## BRIEF
Drop the pictures, then extract the listing word for word.

- - -

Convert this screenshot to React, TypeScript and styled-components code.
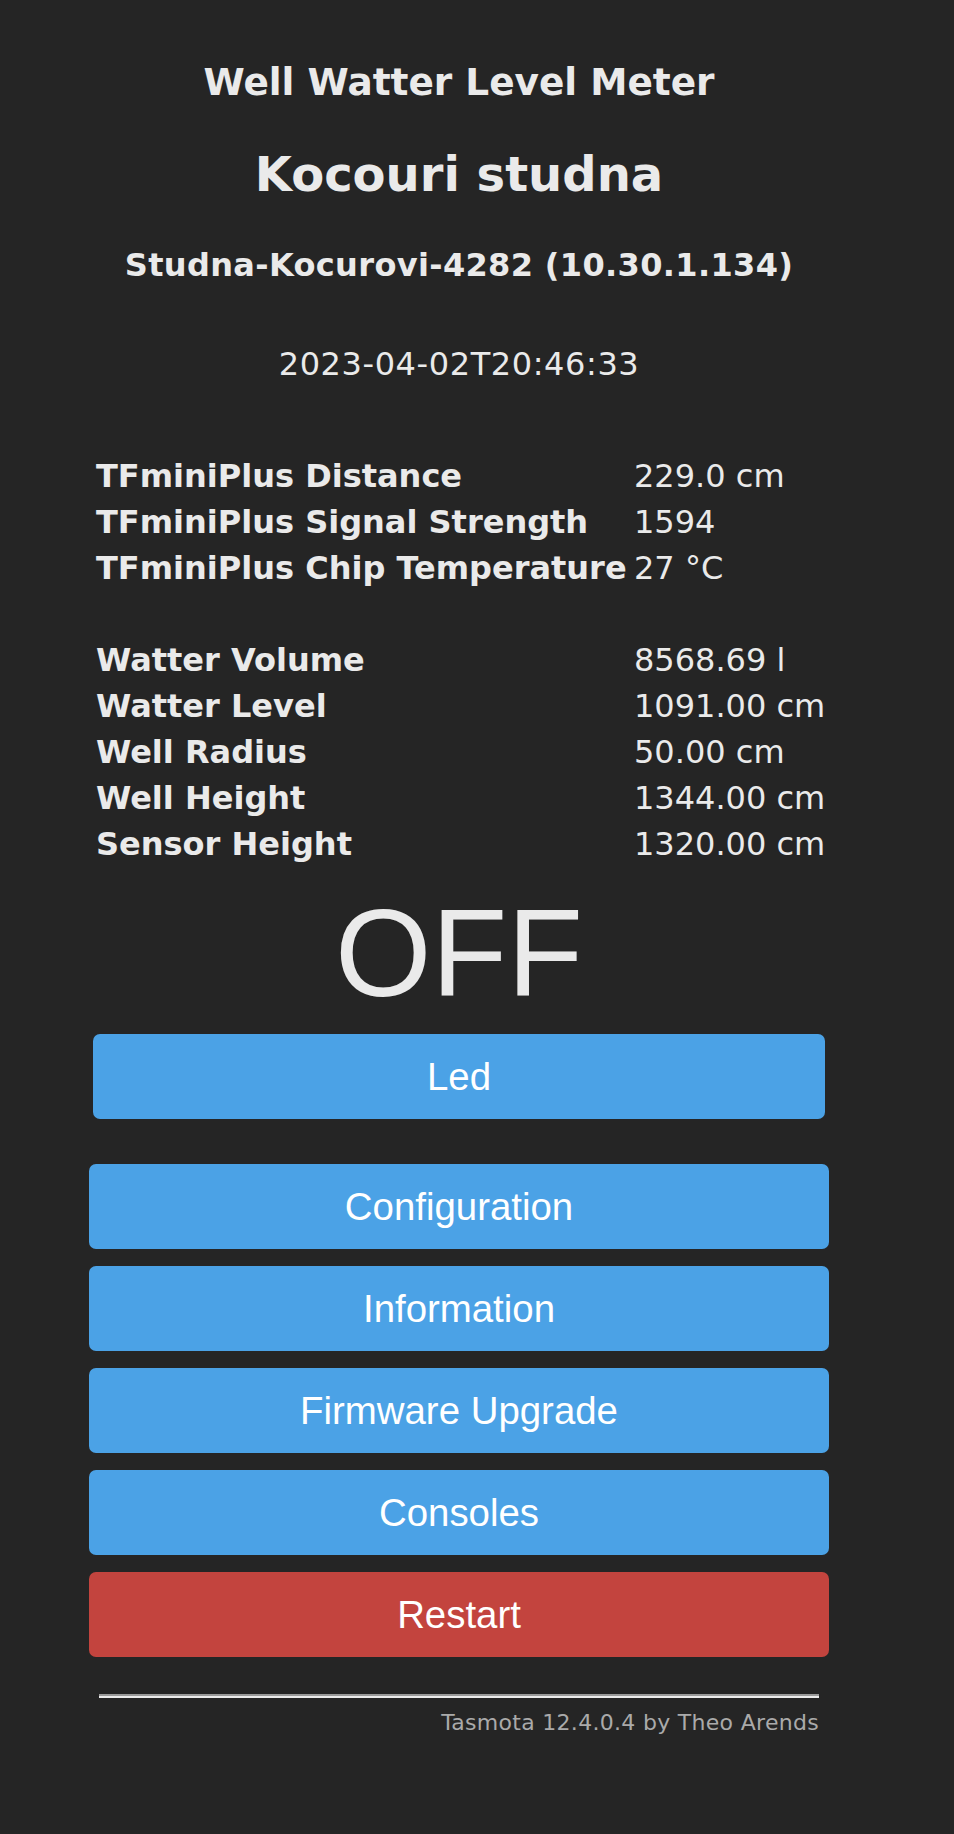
import React from 'react';
import styled, { createGlobalStyle } from 'styled-components';

interface Reading {
    label: string;
    value: string;
}

const GlobalStyle = createGlobalStyle`
    html, body {
        margin: 0;
        padding: 0;
        background: #252525;
    }
    body {
        min-height: 1834px;
        font-family: "DejaVu Sans", Verdana, sans-serif;
        color: #eaeaea;
    }
`;

const Page = styled.div`
    width: 740px;
    margin-left: 89px;
    padding-top: 60px;
    padding-bottom: 80px;
`;

const Header = styled.div`
    text-align: center;
    color: #eaeaea;
`;

const ModuleName = styled.h3`
    margin: 0;
    font-size: 37.44px;
    line-height: 44px;
    font-weight: bold;
`;

const DeviceName = styled.h2`
    margin: 42px 0 0;
    font-size: 48px;
    line-height: 56px;
    font-weight: bold;
`;

const HostName = styled.h4`
    margin: 44px 0 0;
    font-size: 32px;
    line-height: 38px;
    font-weight: bold;
    letter-spacing: 0.35px;
`;

const Timestamp = styled.div`
    margin-top: 61px;
    text-align: center;
    font-size: 32px;
    line-height: 38px;
    letter-spacing: 0.6px;
`;

const Readings = styled.div`
    margin-top: 70px;
    padding: 0 7px;
    display: grid;
    grid-template-columns: 538px 1fr;
    font-size: 32px;
    line-height: 46px;
`;

const Label = styled.div`
    font-weight: bold;
    white-space: nowrap;
`;

const Value = styled.div`
    white-space: nowrap;
`;

const Spacer = styled.div`
    grid-column: 1 / span 2;
    height: 46px;
`;

const PowerState = styled.div`
    margin-top: 21px;
    text-align: center;
    font-family: "Liberation Sans", Arial, sans-serif;
    font-size: 124px;
    line-height: 130px;
`;

const ToggleRow = styled.div`
    margin-top: 16px;
    padding: 0 4px;
`;

const Menu = styled.div`
    margin-top: 45px;
    display: flex;
    flex-direction: column;
    gap: 17px;
`;

const Button = styled.button<{ $danger?: boolean }>`
    display: block;
    width: 100%;
    height: 85px;
    border: 0;
    border-radius: 7px;
    padding: 0;
    background: ${(p) => (p.$danger ? '#c3443e' : '#4ba2e6')};
    color: #fff;
    font-family: "Liberation Sans", Arial, sans-serif;
    font-size: 38.4px;
    line-height: 85px;
    cursor: pointer;
`;

const Footer = styled.div`
    margin-top: 37px;
    padding: 0 10px;
    text-align: right;
`;

const Rule = styled.hr`
    margin: 0;
    height: 0;
    border: 0;
    border-top: 2px solid #9a9a9a;
    border-bottom: 2px solid #ececec;
`;

const Credit = styled.a`
    display: block;
    margin-top: 12px;
    font-size: 22px;
    line-height: 26px;
    letter-spacing: 0.3px;
    color: #aaa;
    text-decoration: none;
`;

const sensor: Reading[] = [
    { label: 'TFminiPlus Distance', value: '229.0 cm' },
    { label: 'TFminiPlus Signal Strength', value: '1594' },
    { label: 'TFminiPlus Chip Temperature', value: '27 °C' },
];

const well: Reading[] = [
    { label: 'Watter Volume', value: '8568.69 l' },
    { label: 'Watter Level', value: '1091.00 cm' },
    { label: 'Well Radius', value: '50.00 cm' },
    { label: 'Well Height', value: '1344.00 cm' },
    { label: 'Sensor Height', value: '1320.00 cm' },
];

const menu = ['Configuration', 'Information', 'Firmware Upgrade', 'Consoles'];

function renderReading(r: Reading) {
    return (
        <React.Fragment key={r.label}>
            <Label>{r.label}</Label>
            <Value>{r.value}</Value>
        </React.Fragment>
    );
}

export default function App() {
    return (
        <>
            <GlobalStyle />
            <Page>
                <Header>
                    <ModuleName>Well Watter Level Meter</ModuleName>
                    <DeviceName>Kocouri studna</DeviceName>
                    <HostName>Studna-Kocurovi-4282 (10.30.1.134)</HostName>
                </Header>
                <Timestamp>2023-04-02T20:46:33</Timestamp>
                <Readings>
                    {sensor.map(renderReading)}
                    <Spacer />
                    {well.map(renderReading)}
                </Readings>
                <PowerState>OFF</PowerState>
                <ToggleRow>
                    <Button>Led</Button>
                </ToggleRow>
                <Menu>
                    {menu.map((m) => (
                        <Button key={m}>{m}</Button>
                    ))}
                    <Button $danger>Restart</Button>
                </Menu>
                <Footer>
                    <Rule />
                    <Credit href="#">Tasmota 12.4.0.4 by Theo Arends</Credit>
                </Footer>
            </Page>
        </>
    );
}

- - -

## SOLUTION TO THIS EXERCISE
Convert this screenshot to React, TypeScript and styled-components code.
import React from 'react';
import styled, { createGlobalStyle } from 'styled-components';

interface Reading {
    label: string;
    value: string;
}

const GlobalStyle = createGlobalStyle`
    html, body {
        margin: 0;
        padding: 0;
        background: #252525;
    }
    body {
        min-height: 1834px;
        font-family: "DejaVu Sans", Verdana, sans-serif;
        color: #eaeaea;
    }
`;

const Page = styled.div`
    width: 740px;
    margin-left: 89px;
    padding-top: 60px;
    padding-bottom: 80px;
`;

const Header = styled.div`
    text-align: center;
    color: #eaeaea;
`;

const ModuleName = styled.h3`
    margin: 0;
    font-size: 37.44px;
    line-height: 44px;
    font-weight: bold;
`;

const DeviceName = styled.h2`
    margin: 42px 0 0;
    font-size: 48px;
    line-height: 56px;
    font-weight: bold;
`;

const HostName = styled.h4`
    margin: 44px 0 0;
    font-size: 32px;
    line-height: 38px;
    font-weight: bold;
    letter-spacing: 0.35px;
`;

const Timestamp = styled.div`
    margin-top: 61px;
    text-align: center;
    font-size: 32px;
    line-height: 38px;
    letter-spacing: 0.6px;
`;

const Readings = styled.div`
    margin-top: 70px;
    padding: 0 7px;
    display: grid;
    grid-template-columns: 538px 1fr;
    font-size: 32px;
    line-height: 46px;
`;

const Label = styled.div`
    font-weight: bold;
    white-space: nowrap;
`;

const Value = styled.div`
    white-space: nowrap;
`;

const Spacer = styled.div`
    grid-column: 1 / span 2;
    height: 46px;
`;

const PowerState = styled.div`
    margin-top: 21px;
    text-align: center;
    font-family: "Liberation Sans", Arial, sans-serif;
    font-size: 124px;
    line-height: 130px;
`;

const ToggleRow = styled.div`
    margin-top: 16px;
    padding: 0 4px;
`;

const Menu = styled.div`
    margin-top: 45px;
    display: flex;
    flex-direction: column;
    gap: 17px;
`;

const Button = styled.button<{ $danger?: boolean }>`
    display: block;
    width: 100%;
    height: 85px;
    border: 0;
    border-radius: 7px;
    padding: 0;
    background: ${(p) => (p.$danger ? '#c3443e' : '#4ba2e6')};
    color: #fff;
    font-family: "Liberation Sans", Arial, sans-serif;
    font-size: 38.4px;
    line-height: 85px;
    cursor: pointer;
`;

const Footer = styled.div`
    margin-top: 37px;
    padding: 0 10px;
    text-align: right;
`;

const Rule = styled.hr`
    margin: 0;
    height: 0;
    border: 0;
    border-top: 2px solid #9a9a9a;
    border-bottom: 2px solid #ececec;
`;

const Credit = styled.a`
    display: block;
    margin-top: 12px;
    font-size: 22px;
    line-height: 26px;
    letter-spacing: 0.3px;
    color: #aaa;
    text-decoration: none;
`;

const sensor: Reading[] = [
    { label: 'TFminiPlus Distance', value: '229.0 cm' },
    { label: 'TFminiPlus Signal Strength', value: '1594' },
    { label: 'TFminiPlus Chip Temperature', value: '27 °C' },
];

const well: Reading[] = [
    { label: 'Watter Volume', value: '8568.69 l' },
    { label: 'Watter Level', value: '1091.00 cm' },
    { label: 'Well Radius', value: '50.00 cm' },
    { label: 'Well Height', value: '1344.00 cm' },
    { label: 'Sensor Height', value: '1320.00 cm' },
];

const menu = ['Configuration', 'Information', 'Firmware Upgrade', 'Consoles'];

function renderReading(r: Reading) {
    return (
        <React.Fragment key={r.label}>
            <Label>{r.label}</Label>
            <Value>{r.value}</Value>
        </React.Fragment>
    );
}

export default function App() {
    return (
        <>
            <GlobalStyle />
            <Page>
                <Header>
                    <ModuleName>Well Watter Level Meter</ModuleName>
                    <DeviceName>Kocouri studna</DeviceName>
                    <HostName>Studna-Kocurovi-4282 (10.30.1.134)</HostName>
                </Header>
                <Timestamp>2023-04-02T20:46:33</Timestamp>
                <Readings>
                    {sensor.map(renderReading)}
                    <Spacer />
                    {well.map(renderReading)}
                </Readings>
                <PowerState>OFF</PowerState>
                <ToggleRow>
                    <Button>Led</Button>
                </ToggleRow>
                <Menu>
                    {menu.map((m) => (
                        <Button key={m}>{m}</Button>
                    ))}
                    <Button $danger>Restart</Button>
                </Menu>
                <Footer>
                    <Rule />
                    <Credit href="#">Tasmota 12.4.0.4 by Theo Arends</Credit>
                </Footer>
            </Page>
        </>
    );
}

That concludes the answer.